Records provided:
......

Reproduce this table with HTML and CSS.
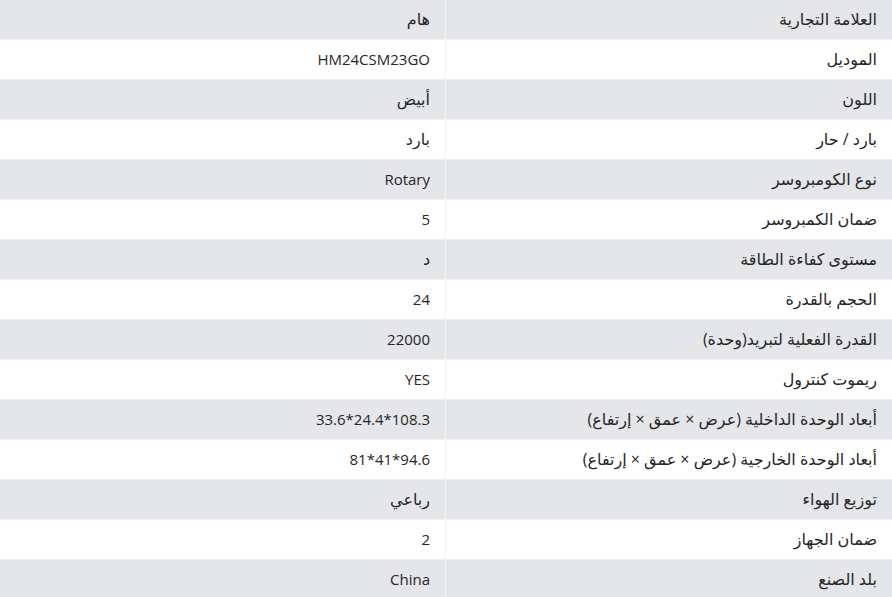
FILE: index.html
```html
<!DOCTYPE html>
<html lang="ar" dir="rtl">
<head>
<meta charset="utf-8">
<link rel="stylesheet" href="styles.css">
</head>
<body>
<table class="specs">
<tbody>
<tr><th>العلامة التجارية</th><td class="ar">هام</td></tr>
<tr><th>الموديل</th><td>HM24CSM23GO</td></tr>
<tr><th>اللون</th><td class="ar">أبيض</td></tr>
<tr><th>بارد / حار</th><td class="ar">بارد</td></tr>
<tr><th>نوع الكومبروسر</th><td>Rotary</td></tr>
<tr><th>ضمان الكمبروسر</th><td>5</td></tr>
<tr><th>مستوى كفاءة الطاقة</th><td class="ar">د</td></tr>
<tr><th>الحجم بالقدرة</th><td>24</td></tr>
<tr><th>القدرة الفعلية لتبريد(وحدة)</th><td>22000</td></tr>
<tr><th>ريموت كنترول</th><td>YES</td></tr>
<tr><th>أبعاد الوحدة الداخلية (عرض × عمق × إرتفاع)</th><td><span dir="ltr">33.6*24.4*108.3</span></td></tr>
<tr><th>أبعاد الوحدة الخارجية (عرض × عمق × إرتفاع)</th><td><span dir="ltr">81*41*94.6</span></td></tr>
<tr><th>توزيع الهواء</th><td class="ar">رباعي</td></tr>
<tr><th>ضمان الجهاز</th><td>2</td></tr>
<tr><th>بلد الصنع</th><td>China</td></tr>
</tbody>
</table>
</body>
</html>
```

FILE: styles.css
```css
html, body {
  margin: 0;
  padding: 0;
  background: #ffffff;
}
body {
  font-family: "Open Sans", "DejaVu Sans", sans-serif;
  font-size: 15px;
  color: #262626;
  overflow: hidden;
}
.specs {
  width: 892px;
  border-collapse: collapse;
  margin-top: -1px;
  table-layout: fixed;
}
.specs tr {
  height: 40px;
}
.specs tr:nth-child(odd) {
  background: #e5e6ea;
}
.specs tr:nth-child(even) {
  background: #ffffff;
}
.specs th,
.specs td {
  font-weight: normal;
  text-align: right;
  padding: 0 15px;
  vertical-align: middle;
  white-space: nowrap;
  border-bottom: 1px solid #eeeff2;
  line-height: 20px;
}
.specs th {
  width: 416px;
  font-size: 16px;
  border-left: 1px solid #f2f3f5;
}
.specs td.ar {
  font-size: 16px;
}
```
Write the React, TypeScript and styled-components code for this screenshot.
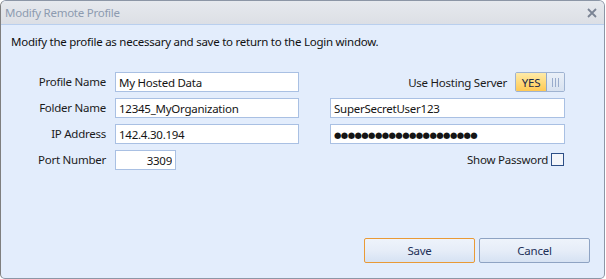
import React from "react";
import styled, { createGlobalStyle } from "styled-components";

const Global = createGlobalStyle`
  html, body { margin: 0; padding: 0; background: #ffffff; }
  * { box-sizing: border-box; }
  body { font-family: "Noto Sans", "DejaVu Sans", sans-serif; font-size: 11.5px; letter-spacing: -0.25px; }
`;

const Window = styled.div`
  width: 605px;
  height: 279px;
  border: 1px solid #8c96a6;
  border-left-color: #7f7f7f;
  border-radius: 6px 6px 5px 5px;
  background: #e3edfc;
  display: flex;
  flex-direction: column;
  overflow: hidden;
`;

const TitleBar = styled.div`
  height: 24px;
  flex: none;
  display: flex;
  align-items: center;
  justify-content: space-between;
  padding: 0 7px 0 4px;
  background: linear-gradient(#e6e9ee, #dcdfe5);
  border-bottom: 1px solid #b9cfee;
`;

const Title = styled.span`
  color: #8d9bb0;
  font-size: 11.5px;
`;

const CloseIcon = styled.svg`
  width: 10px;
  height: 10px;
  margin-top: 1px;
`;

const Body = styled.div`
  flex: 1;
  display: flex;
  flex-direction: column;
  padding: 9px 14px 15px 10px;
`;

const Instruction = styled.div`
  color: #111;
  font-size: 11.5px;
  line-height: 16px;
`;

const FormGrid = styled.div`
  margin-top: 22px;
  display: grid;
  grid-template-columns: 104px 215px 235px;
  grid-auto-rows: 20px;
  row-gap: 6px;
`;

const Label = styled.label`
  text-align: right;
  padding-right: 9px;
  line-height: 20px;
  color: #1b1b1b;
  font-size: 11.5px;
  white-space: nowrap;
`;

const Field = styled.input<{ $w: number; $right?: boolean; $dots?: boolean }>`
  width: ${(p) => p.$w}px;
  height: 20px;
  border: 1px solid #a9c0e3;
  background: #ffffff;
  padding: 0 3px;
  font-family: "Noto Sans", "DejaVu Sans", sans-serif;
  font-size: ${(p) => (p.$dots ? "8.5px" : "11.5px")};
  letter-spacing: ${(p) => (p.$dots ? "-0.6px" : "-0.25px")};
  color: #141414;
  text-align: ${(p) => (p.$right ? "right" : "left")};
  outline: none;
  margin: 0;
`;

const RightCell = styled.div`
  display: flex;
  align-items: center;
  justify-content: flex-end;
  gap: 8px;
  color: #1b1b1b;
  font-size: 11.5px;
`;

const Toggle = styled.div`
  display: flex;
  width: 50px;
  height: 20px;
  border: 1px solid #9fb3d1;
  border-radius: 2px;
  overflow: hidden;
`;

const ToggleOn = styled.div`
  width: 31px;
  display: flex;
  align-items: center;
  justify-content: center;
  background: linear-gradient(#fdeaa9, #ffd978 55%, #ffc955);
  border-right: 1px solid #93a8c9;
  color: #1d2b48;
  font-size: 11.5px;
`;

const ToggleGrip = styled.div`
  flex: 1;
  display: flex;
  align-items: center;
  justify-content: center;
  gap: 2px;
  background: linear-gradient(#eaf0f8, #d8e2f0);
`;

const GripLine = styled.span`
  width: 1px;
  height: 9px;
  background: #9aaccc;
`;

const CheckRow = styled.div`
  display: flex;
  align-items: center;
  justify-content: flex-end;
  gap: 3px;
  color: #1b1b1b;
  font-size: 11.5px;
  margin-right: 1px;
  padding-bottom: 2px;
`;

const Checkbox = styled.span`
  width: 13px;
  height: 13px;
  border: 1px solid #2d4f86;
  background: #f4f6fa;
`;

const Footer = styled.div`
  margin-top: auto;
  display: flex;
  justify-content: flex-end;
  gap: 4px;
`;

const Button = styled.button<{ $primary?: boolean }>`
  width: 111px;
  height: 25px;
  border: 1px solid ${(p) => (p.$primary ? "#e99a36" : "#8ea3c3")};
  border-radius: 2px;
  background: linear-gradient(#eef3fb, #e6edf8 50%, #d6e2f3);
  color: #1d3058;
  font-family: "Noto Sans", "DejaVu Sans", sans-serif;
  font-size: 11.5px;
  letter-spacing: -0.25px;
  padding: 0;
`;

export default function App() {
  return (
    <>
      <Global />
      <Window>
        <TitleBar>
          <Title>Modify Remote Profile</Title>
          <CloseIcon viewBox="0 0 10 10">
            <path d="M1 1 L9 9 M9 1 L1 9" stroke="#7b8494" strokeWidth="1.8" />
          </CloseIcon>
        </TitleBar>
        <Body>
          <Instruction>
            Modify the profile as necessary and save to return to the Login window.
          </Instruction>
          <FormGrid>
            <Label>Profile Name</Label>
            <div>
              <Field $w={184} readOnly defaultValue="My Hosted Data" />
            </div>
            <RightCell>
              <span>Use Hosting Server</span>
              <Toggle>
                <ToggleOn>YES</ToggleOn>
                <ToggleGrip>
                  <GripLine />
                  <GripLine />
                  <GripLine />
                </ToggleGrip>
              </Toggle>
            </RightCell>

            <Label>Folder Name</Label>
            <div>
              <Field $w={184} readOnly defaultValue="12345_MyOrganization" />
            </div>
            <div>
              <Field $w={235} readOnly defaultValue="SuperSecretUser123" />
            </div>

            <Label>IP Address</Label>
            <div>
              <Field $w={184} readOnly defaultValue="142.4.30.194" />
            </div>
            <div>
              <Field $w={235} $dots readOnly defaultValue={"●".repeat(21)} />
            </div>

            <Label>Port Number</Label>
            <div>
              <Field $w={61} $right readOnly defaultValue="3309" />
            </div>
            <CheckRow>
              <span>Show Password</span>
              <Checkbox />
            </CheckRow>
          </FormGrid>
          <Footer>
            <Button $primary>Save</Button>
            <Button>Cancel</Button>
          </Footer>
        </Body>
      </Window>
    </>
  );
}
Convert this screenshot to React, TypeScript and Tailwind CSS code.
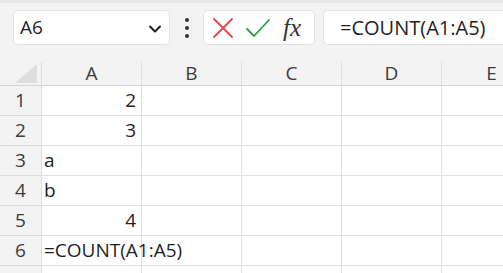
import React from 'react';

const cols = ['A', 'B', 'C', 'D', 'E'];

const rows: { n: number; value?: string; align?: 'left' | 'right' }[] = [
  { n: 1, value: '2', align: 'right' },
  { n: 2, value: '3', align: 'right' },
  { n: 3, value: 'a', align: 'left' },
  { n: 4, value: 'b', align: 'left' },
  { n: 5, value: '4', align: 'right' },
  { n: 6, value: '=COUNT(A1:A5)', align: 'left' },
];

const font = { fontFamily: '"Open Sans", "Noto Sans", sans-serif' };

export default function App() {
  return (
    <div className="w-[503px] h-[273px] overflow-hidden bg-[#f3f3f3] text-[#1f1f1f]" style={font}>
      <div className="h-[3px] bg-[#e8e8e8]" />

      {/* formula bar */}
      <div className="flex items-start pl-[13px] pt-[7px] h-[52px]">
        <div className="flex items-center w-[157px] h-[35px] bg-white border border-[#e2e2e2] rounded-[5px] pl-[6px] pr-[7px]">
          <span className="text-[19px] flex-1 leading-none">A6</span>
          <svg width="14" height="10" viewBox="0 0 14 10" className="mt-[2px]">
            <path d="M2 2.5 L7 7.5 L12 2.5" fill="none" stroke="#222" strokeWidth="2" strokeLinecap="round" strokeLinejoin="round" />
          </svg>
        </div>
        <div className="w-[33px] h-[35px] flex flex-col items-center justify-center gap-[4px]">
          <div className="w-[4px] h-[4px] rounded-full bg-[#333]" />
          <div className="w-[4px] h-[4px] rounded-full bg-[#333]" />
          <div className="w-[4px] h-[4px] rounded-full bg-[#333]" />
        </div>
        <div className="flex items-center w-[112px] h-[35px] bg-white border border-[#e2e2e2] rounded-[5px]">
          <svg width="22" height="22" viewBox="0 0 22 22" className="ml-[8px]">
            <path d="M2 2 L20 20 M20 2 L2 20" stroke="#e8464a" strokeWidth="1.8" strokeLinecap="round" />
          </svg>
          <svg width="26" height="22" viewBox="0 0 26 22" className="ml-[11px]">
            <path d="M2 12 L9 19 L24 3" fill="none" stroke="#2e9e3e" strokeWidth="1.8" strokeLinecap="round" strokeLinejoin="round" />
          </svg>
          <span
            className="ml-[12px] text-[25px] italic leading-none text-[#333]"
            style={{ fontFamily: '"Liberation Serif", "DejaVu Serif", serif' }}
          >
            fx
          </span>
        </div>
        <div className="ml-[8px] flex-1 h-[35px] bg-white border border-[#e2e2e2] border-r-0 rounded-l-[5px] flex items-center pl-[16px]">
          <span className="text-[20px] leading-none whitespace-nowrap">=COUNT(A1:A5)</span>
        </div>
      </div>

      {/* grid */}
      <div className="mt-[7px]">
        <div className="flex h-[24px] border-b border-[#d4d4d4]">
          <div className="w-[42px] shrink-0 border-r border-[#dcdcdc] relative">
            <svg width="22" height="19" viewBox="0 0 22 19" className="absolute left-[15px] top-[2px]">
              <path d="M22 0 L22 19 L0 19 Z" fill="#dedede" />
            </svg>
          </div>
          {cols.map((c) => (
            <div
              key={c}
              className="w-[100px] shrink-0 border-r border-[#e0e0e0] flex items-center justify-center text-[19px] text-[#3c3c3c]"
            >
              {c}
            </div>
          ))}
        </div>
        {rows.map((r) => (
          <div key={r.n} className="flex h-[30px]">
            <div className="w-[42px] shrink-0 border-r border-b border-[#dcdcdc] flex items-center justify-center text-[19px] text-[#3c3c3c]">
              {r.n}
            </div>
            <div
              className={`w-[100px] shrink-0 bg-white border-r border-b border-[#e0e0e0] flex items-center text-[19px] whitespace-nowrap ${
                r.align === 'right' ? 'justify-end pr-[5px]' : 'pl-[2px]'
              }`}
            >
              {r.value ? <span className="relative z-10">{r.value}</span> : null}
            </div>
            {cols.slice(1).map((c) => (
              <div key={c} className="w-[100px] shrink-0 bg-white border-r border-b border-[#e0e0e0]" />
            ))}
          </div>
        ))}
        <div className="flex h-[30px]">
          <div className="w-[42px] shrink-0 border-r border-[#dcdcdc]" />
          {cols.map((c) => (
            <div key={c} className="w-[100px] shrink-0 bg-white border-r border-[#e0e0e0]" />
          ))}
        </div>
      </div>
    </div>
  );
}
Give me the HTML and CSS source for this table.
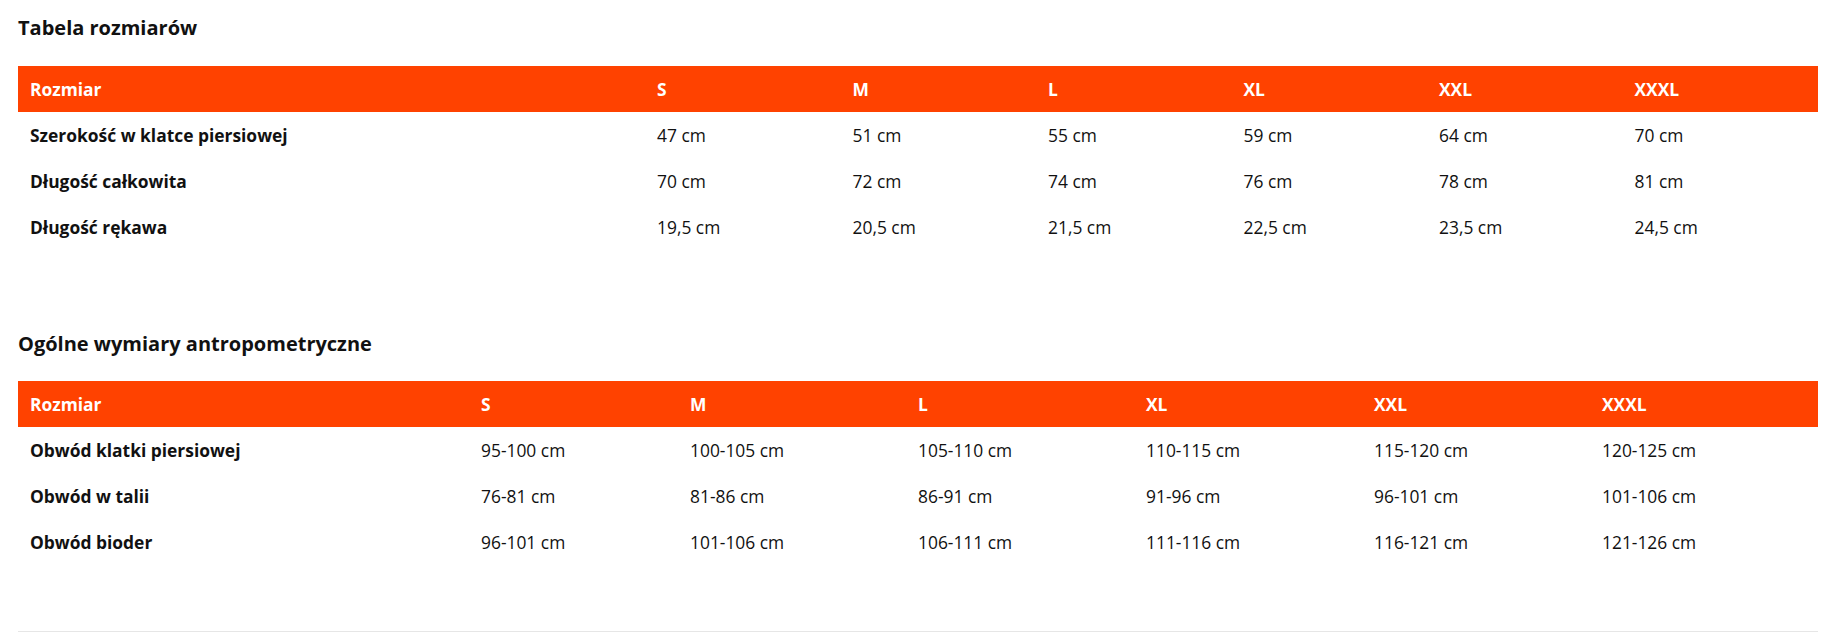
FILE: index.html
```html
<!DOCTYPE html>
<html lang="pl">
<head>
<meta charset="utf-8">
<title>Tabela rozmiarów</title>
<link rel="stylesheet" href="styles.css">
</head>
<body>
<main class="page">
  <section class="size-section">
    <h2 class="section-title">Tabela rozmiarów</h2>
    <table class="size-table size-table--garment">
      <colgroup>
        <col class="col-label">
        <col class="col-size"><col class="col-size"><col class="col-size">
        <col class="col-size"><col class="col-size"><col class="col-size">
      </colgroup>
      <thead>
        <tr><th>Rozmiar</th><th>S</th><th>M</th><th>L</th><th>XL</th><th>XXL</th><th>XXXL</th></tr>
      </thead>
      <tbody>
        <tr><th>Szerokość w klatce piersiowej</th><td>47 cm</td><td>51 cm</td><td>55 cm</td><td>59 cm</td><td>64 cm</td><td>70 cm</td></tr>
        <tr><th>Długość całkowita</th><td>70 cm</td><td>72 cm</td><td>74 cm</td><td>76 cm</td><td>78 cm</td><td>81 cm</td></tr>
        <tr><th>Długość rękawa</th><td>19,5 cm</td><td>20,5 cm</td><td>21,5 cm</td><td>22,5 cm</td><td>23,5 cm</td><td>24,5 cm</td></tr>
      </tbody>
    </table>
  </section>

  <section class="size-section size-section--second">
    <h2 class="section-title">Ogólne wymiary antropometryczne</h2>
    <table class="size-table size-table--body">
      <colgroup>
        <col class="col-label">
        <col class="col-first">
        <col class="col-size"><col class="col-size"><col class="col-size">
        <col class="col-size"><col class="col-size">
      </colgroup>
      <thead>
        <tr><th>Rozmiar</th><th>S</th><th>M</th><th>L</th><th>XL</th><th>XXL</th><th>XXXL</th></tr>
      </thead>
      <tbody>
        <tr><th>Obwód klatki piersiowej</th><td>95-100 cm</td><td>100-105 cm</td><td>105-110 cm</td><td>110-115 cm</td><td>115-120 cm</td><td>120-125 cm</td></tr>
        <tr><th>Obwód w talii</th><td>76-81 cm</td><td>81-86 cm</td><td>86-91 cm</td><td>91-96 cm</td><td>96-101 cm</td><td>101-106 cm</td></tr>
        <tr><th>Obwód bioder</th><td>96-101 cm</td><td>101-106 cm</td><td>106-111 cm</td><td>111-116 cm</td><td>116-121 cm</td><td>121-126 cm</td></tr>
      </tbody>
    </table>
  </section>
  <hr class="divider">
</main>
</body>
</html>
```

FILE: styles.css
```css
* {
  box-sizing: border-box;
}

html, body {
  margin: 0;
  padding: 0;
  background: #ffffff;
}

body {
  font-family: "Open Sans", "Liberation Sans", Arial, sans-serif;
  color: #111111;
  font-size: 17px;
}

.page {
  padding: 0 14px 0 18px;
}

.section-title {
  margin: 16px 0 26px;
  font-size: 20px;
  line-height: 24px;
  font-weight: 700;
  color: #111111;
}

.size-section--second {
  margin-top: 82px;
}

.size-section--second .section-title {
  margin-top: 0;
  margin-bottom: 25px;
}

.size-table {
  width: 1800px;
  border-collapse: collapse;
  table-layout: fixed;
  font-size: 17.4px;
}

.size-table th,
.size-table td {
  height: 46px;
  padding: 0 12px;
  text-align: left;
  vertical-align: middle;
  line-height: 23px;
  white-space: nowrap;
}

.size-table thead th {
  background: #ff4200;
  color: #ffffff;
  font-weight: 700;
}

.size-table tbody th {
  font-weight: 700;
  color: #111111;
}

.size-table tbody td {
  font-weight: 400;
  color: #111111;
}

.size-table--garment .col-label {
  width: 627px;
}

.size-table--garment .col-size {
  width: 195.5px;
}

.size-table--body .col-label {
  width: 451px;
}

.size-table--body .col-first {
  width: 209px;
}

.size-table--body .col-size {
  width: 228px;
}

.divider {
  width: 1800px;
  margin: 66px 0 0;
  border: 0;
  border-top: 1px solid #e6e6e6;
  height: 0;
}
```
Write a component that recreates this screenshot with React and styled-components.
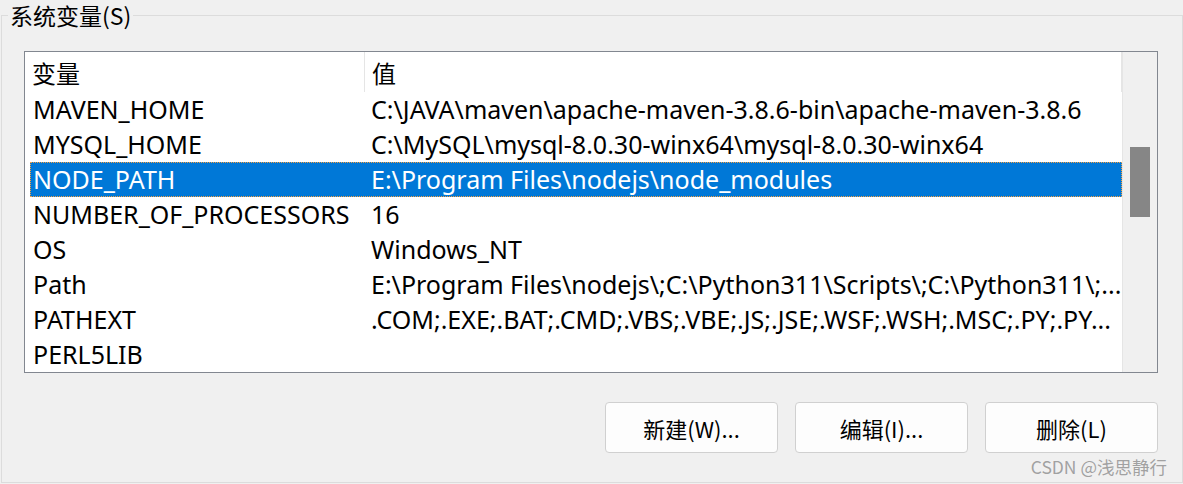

......

Exercise objective: Pull out all lines from the entries above in which the word "code" appears.

Solution to this task:
Write the React, TypeScript and styled-components code for this screenshot.
Convert this screenshot to React, TypeScript and Tailwind CSS code.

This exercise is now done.